Early Life and Education
Paul H. Appleby was born in Greene County, Missouri, and his family moved frequently while he grew up across Missouri, Kansas, and Iowa. He attended high school in Newton, Iowa, and earned an A.B. from Grinnell College in 1913. After completing his undergraduate education, he entered journalism and learned early on to communicate complex civic matters for general audiences.
Career
Paul H. Appleby began his professional life in journalism, working in newspaper publishing across Montana, Minnesota, and Iowa from 1914 through 1920. He then edited Iowa Magazine in Waterloo, Iowa, from 1920 to 1924, and he served as an editorial writer for the Des Moines Register and Tribune from 1924 to 1928. This period established the habits that would define his later career: disciplined writing, attention to institutional detail, and an interest in how public systems affected ordinary people.
In 1928, Appleby moved to Virginia and published the News-Journal in Radford, continuing his pattern of blending information work with public-minded commentary. As he expanded from local journalism into broader civic concerns, he increasingly focused on the machinery of government rather than simply on political events. By the early 1930s, he sought to place his skills directly within public service.
In 1933, Appleby entered federal government service as Executive Assistant to the Secretary of Agriculture, Henry A. Wallace. He moved through senior responsibilities over the next years, and by 1940 he served as Undersecretary of Agriculture in Franklin D. Roosevelt’s administration. His administrative work during this era deepened his interest in policy implementation as a practical discipline rather than an abstract ideal.
During the war years, Appleby worked on food policy and international coordination, including service connected to Great Britain as chief of food missions from 1941 to 1942. In 1942, he was elected the first chairman of the International Wheat Council, helping provide leadership on issues tied to production, distribution, and national planning. These responsibilities placed him at the intersection of administrative capacity and urgent global needs.
Appleby subsequently served as Assistant Director of the U.S. Bureau of the Budget from 1944 to 1947 in the Truman administration. This phase reinforced his belief that sound governance required methods, administrative systems, and coherent budgeting practices. It also strengthened his role as a bridge figure between operational government and the intellectual treatment of public administration.
In 1947, Appleby left government for academia and became dean of the Maxwell School of Citizenship and Public Affairs at Syracuse University. In that role, he developed the school’s public-administration mission and positioned it to serve both professional training and scholarship. His authorship during these years reinforced the academic focus of his leadership and extended his influence beyond federal service.
Appleby also cultivated an international scholarly impact through consultative work connected to India and public administration. He made several trips to India as a consultant with the Ford Foundation and helped shape a major survey of India’s administrative system. The resulting work treated administrative reform as something that could be studied, evaluated, and redesigned for development goals.

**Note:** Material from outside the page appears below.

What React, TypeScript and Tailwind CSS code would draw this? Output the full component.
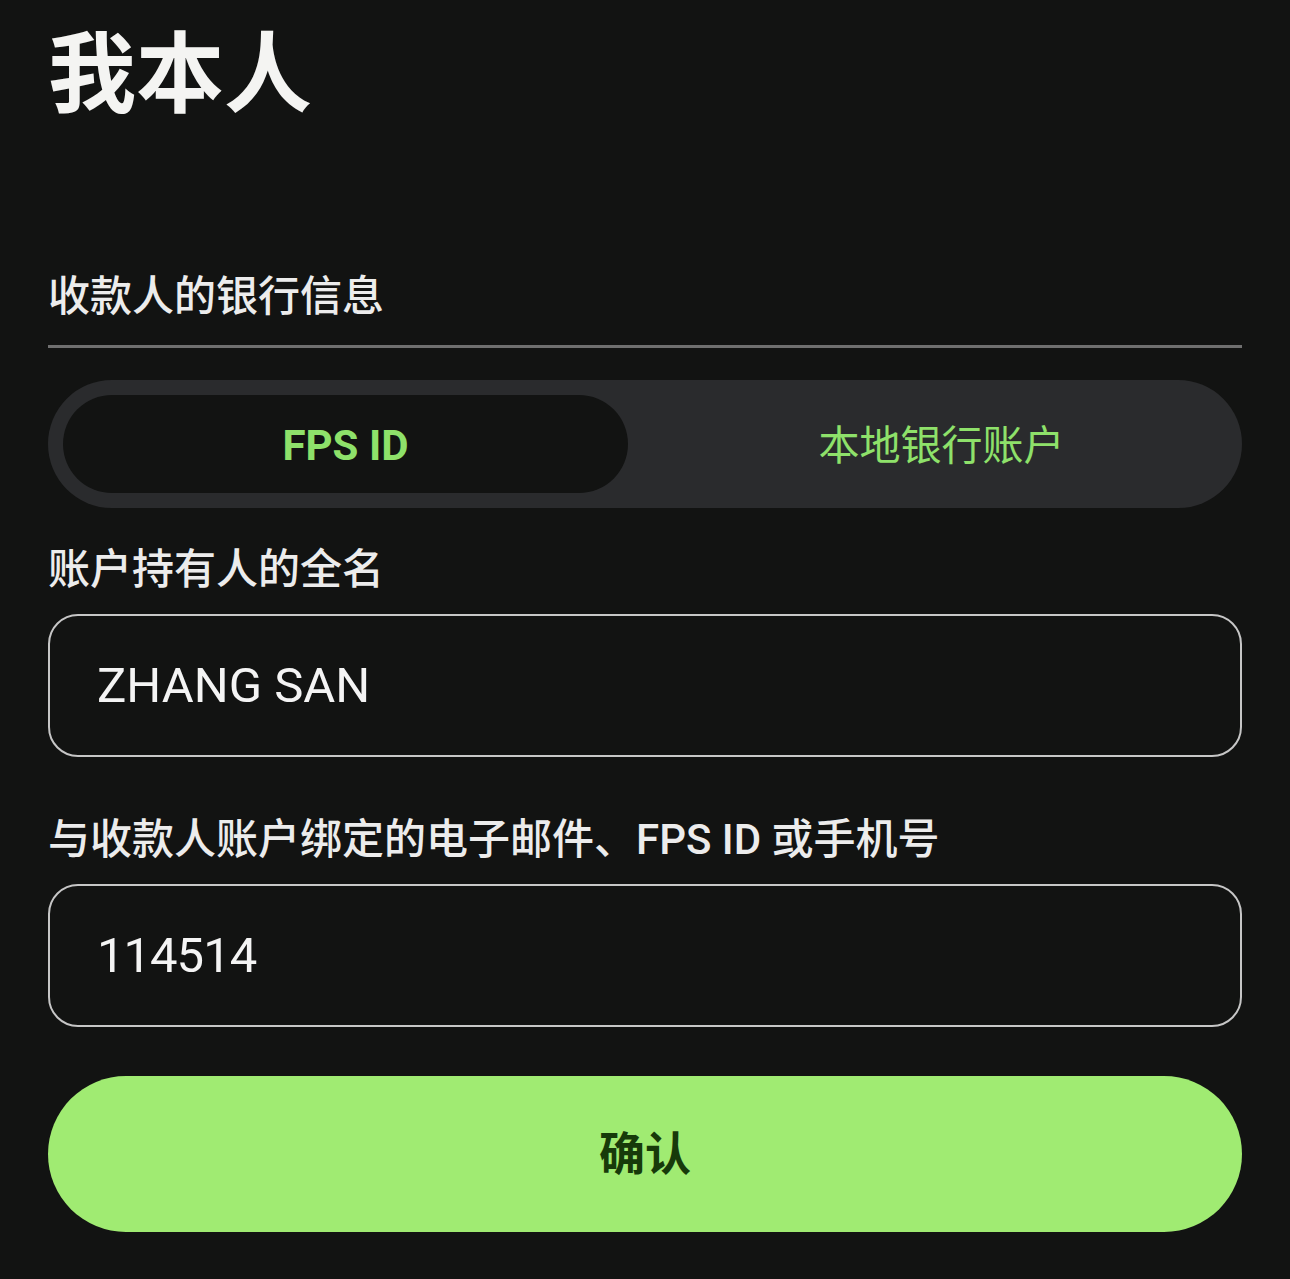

In 1955, Appleby returned to political life by serving as Budget Director for the State of New York, re-entering state governance after years of academic leadership and international advising. This return highlighted his continuing attachment to practical administration and to the everyday decisions that determine policy outcomes. Afterward, he retired from active roles but remained engaged through consultation with India and through continued publication.
Leadership Style and Personality
Appleby was portrayed as a steady, reform-minded leader who treated governance as both a craft and a discipline. His career moved repeatedly between writing, administration, and institutional leadership, reflecting an ability to shift contexts without losing focus on public purpose. He was known for grounding big ideas in operational details, and he led by connecting policy objectives to administrative mechanisms.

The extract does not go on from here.